Up, Up, and ... Uh-Oh
Skills

Above the Mojave, sans engine


By Michael Parrish


California city municipal airport, a drowsy landing strip in the Mojave Desert two hours north of Los Angeles, is not exactly air-traffic central. I've come to take a soaring lesson, to probe an obsession that's grown since I first moved here and noticed the long, thin wings of gliders floating overhead. But as I crawl into the craft's tight front seat, I recall that, on rare occasions, imperfectly attached glider wings suddenly rip off, converting a sleek flying machine into an 860-pound fiberglass stone.

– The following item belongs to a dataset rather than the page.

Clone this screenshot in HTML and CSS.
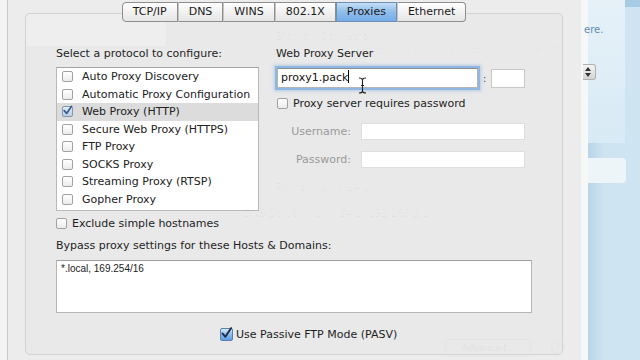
FILE: index.html
```html
<!DOCTYPE html>
<html lang="en">
<head>
    <meta charset="UTF-8">
    <title>Network - Proxies</title>
    <link rel="stylesheet" href="styles.css">
</head>
<body>
    <div class="screen-edge"></div>

    <div class="window">
        <div class="tabs">
            <div class="tab">TCP/IP</div>
            <div class="tab">DNS</div>
            <div class="tab">WINS</div>
            <div class="tab">802.1X</div>
            <div class="tab active">Proxies</div>
            <div class="tab">Ethernet</div>
        </div>

        <div class="group">
            <!-- faded content of the sheet underneath -->
            <div class="ghost g-status">Status: &nbsp; Connected</div>
            <div class="ghost g-info">Ethernet is currently active and has the IP</div>
            <div class="ghost g-router">Router: &nbsp; 10.0.24.1</div>
            <div class="ghost g-dns">DNS Server: &nbsp; 10.0.24.1, 192.168.2.1</div>
            <div class="ghost-band"></div>

            <div class="cols">
                <div class="col-left">
                    <div class="label">Select a protocol to configure:</div>
                    <div class="list">
                        <div class="row"><span class="check"></span>Auto Proxy Discovery</div>
                        <div class="row"><span class="check"></span>Automatic Proxy Configuration</div>
                        <div class="row selected">
                            <span class="check on">
                                <svg width="11" height="11" viewBox="0 0 11 11"><path d="M2.2 5.6 L4.6 8.4 L9.4 1.4" fill="none" stroke="#3d5f8c" stroke-width="1.8" stroke-linecap="round" stroke-linejoin="round"/></svg>
                            </span>Web Proxy (HTTP)
                        </div>
                        <div class="row"><span class="check"></span>Secure Web Proxy (HTTPS)</div>
                        <div class="row"><span class="check"></span>FTP Proxy</div>
                        <div class="row"><span class="check"></span>SOCKS Proxy</div>
                        <div class="row"><span class="check"></span>Streaming Proxy (RTSP)</div>
                        <div class="row"><span class="check"></span>Gopher Proxy</div>
                    </div>
                </div>

                <div class="col-right">
                    <div class="label">Web Proxy Server</div>
                    <div class="server-row">
                        <div class="field server">proxy1.pack<span class="caret"></span></div>
                        <span class="colon">:</span>
                        <div class="field port"></div>
                        <svg class="ibeam" width="9" height="17" viewBox="0 0 9 17"><path d="M1 1 Q4.5 1 4.5 3 V14 Q4.5 16 1 16 M8 1 Q4.5 1 4.5 3 M4.5 14 Q4.5 16 8 16 M3 8.5 H6" fill="none" stroke="#222" stroke-width="1.1"/></svg>
                    </div>
                    <div class="check-row pw-row"><span class="check"></span>Proxy server requires password</div>
                    <div class="cred-row user-row">
                        <span class="cred-label">Username:</span>
                        <div class="field cred"></div>
                    </div>
                    <div class="cred-row pass-row">
                        <span class="cred-label">Password:</span>
                        <div class="field cred"></div>
                    </div>
                </div>
            </div>

            <div class="check-row exclude"><span class="check"></span>Exclude simple hostnames</div>
            <div class="label bypass">Bypass proxy settings for these Hosts &amp; Domains:</div>
            <div class="hosts">*.local, 169.254/16</div>

            <div class="bottom">
                <div class="check-row passive">
                    <span class="check blue">
                        <svg width="13" height="13" viewBox="0 0 13 13"><path d="M2.6 6.6 L5.4 9.8 L11 1.2" fill="none" stroke="#1d2f4a" stroke-width="2" stroke-linecap="round" stroke-linejoin="round"/></svg>
                    </span>Use Passive FTP Mode (PASV)
                </div>
                <div class="ghost-btn">Advanced...</div>
                <div class="ghost-help">?</div>
            </div>
        </div>
    </div>

    <div class="desktop">
        <div class="desk-panel"></div>
        <div class="desk-field"></div>
        <div class="desk-corner"></div>
        <span class="desk-text">ere.</span>
        <div class="desk-popup">
            <svg width="6" height="12" viewBox="0 0 6 12"><path d="M0 5 L3 1 L6 5 Z M0 7 L3 11 L6 7 Z" fill="#333"/></svg>
        </div>
    </div>
</body>
</html>
```

FILE: styles.css
```css
* {
    margin: 0;
    padding: 0;
    box-sizing: border-box;
}

body {
    width: 640px;
    height: 360px;
    overflow: hidden;
    display: flex;
    background: #f3f3f3;
    font-family: "DejaVu Sans", sans-serif;
    font-size: 11px;
    color: #1e1e1e;
}

.screen-edge {
    width: 8px;
    background: #f4f4f4;
    border-right: 1px solid #c9c9c9;
}

.window {
    width: 573px;
    background: #ececec;
    padding: 2px 0 0 17px;
}

/* tab bar */
.tabs {
    width: 538px;
    display: flex;
    justify-content: center;
    margin-bottom: -9px;
    position: relative;
    z-index: 1;
}

.tab {
    height: 20px;
    line-height: 18px;
    padding: 0 10px;
    border: 1px solid #8e8e8e;
    border-left: 1px solid #c4c4c4;
    background: linear-gradient(#ffffff, #f0f0f0 55%, #e6e6e6);
    color: #1a1a1a;
}

.tab:first-child {
    border-left-color: #8e8e8e;
    border-radius: 4px 0 0 4px;
}

.tab:last-child {
    border-radius: 0 4px 4px 0;
}

.tab.active {
    background: linear-gradient(#c4def6, #8fbdea 50%, #76adea);
    border-color: #6f8fb2;
}

/* grouped box */
.group {
    position: relative;
    width: 538px;
    height: 342px;
    border: 1px solid #d2d2d2;
    border-radius: 5px;
    background: #e9e9e9;
    padding: 33px 30px 0 30px;
}

.cols {
    display: flex;
    gap: 17px;
}

.col-left {
    width: 203px;
}

.col-right {
    width: 249px;
}

.label {
    line-height: 14px;
    height: 14px;
}

.list {
    margin-top: 6px;
    height: 144px;
    background: #fff;
    border: 1px solid #b9b9b9;
    border-top-color: #a3a3a3;
}

.row {
    height: 17.5px;
    display: flex;
    align-items: center;
    gap: 9px;
    padding-left: 5px;
    color: #222;
}

.row.selected {
    background: #dcdcdc;
}

.check {
    width: 11px;
    height: 11px;
    flex: none;
    border: 1px solid #a2a2a2;
    border-radius: 2px;
    background: linear-gradient(#ffffff, #ececec);
    position: relative;
}

.check svg {
    position: absolute;
    left: -1px;
    top: -2px;
}

.check.on {
    background: linear-gradient(#e4edf7, #b9cde3);
    border-color: #8497ad;
}

.check.blue {
    width: 13px;
    height: 13px;
    background: linear-gradient(#d8e9fa, #8cbcec 50%, #5f9ee2);
    border-color: #5781b3;
}

.check-row {
    display: flex;
    align-items: center;
    gap: 5px;
    height: 13px;
    white-space: nowrap;
}

/* right column */
.server-row {
    margin-top: 7px;
    display: flex;
    align-items: center;
    position: relative;
    padding-left: 1px;
}

.field {
    background: #fff;
    border: 1px solid #b4b4b4;
    border-top-color: #8f8f8f;
}

.field.server {
    width: 201px;
    height: 20px;
    padding-left: 3px;
    line-height: 18px;
    color: #111;
    box-shadow: 0 0 0 2px #8eb7e3, 0 0 3px 3px rgba(120, 165, 220, 0.45);
}

.caret {
    display: inline-block;
    width: 1px;
    height: 13px;
    background: #000;
    vertical-align: -2px;
}

.colon {
    width: 13px;
    text-align: center;
    color: #555;
}

.field.port {
    width: 34px;
    height: 19px;
    border-color: #c8c8c8;
}

.ibeam {
    position: absolute;
    left: 82px;
    top: 9px;
}

.pw-row {
    margin-top: 9px;
    padding-left: 1px;
}

.cred-row {
    display: flex;
    align-items: center;
    gap: 10px;
}

.user-row {
    margin-top: 13px;
}

.pass-row {
    margin-top: 11px;
}

.cred-label {
    width: 75px;
    text-align: right;
    color: #9a9a9a;
}

.field.cred {
    width: 164px;
    height: 17px;
    border: 1px solid #dedede;
}

/* lower part */
.exclude {
    margin-top: 6px;
}

.bypass {
    margin-top: 9px;
}

.hosts {
    margin-top: 7px;
    height: 53px;
    width: 476px;
    background: #fff;
    border: 1px solid #b5b5b5;
    border-top-color: #9d9d9d;
    padding: 1px 4px;
    font-family: "Liberation Sans", sans-serif;
    font-size: 10px;
    line-height: 13px;
    color: #222;
}

.bottom {
    display: flex;
    align-items: flex-start;
    margin-top: 15px;
}

.passive {
    flex: none;
    margin-left: 164px;
    gap: 3px;
}

.ghost-btn {
    flex: none;
    margin-left: 48px;
    margin-top: 11px;
    width: 86px;
    height: 18px;
    border: 1px solid #e4e4e4;
    border-radius: 4px;
    color: #e2e2e2;
    font-size: 9px;
    text-align: center;
    line-height: 16px;
}

.ghost-help {
    flex: none;
    margin-left: 20px;
    margin-top: 12px;
    width: 14px;
    height: 14px;
    border: 1px solid #e4e4e4;
    border-radius: 50%;
    color: #e4e4e4;
    font-size: 9px;
    text-align: center;
    line-height: 12px;
}

/* faded content of the previous view */
.ghost {
    position: absolute;
    color: rgba(0, 0, 0, 0.035);
    font-size: 10px;
    white-space: nowrap;
}

.g-status { left: 250px; top: 17px; }
.g-info { left: 345px; top: 31px; font-size: 9px; }
.g-router { left: 250px; top: 168px; }
.g-dns { left: 218px; top: 194px; }

.ghost-band {
    position: absolute;
    left: 0;
    top: 0;
    width: 140px;
    height: 32px;
    background: rgba(255, 255, 255, 0.25);
    border-radius: 5px 0 0 0;
}

/* desktop to the right */
.desktop {
    flex: 1;
    position: relative;
    border-left: 7px solid #f6f7f7;
    background: linear-gradient(90deg, #b9d4e7, #cde3f1 30%, #cfe5f2);
}

.desk-panel {
    width: 37px;
    height: 143px;
    background: linear-gradient(#e6f1f8, #d8eaf5);
}

.desk-field {
    margin-top: 15px;
    width: 38px;
    height: 25px;
    border-radius: 0 4px 4px 0;
    background: #eef5f9;
}

.desk-corner {
    position: absolute;
    right: 0;
    top: 0;
    width: 15px;
    height: 7px;
    background: #a8cbe4;
}

.desk-text {
    position: absolute;
    left: -4px;
    top: 24px;
    color: #5f8bb3;
    font-size: 10px;
}

.desk-popup {
    position: absolute;
    left: -5px;
    top: 64px;
    width: 13px;
    height: 16px;
    background: linear-gradient(#f4f4f4, #d4d4d4);
    border: 1px solid #b0b0b0;
    border-left: none;
    border-radius: 0 3px 3px 0;
    padding: 1px 0 0 2px;
}
```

Such thoughts clearly don't trouble Cindy Brickner. One-half of Caracole Soaring (760-373-1019) and a pilot for two decades, Brickner calmly explains the controls: joystick, rudder pedals, and simple instrument panel. Her partner, Marty Eiler, attaches his tow plane rope and soon our German-made Schleicher AS-K 21 is airborne, albeit just a few feet above ground. Soon we go for altitude, which is a big deal around here: The world record of 49,009 feet was set from this airfield 13 years ago.

Though sailplanes date to the 1850s — when octogenarian Sir George Cayley first soared over Brompton Dale — the sport has always been a sleeper, with only 65,000 pilots now licensed in the United States. Not too surprising, given that lessons at Caracole cost $67 per hour and you need at least 25 hours of instruction before soloing. But here, at least, the outlay seems well worth it: These perpetually sunny skies, shared with Edwards Air Force Base, are among the best for soaring, especially in winter, thanks to an air-current pattern known as mountain wave lift. Wave lift occurs when fast-moving air crosses a range, falls into a valley, then bounces back up. Riding that bounce feels like shooting skyward in a glassed-in elevator, with the ground receding at up to 2,000 feet per minute.

When Brickner turns the controls over, I quickly lose a thousand feet of her cleverly won altitude. A glance reassures that the wings are still there, but steering in three dimensions proves quite a challenge. "Hold the stick like a champagne glass," she tells me, taking over. We bomb down at 125 miles an hour, pop back up, and come in for a steep, smooth landing on the nose wheel — so perfect, in fact, that I'm already contemplating lesson two.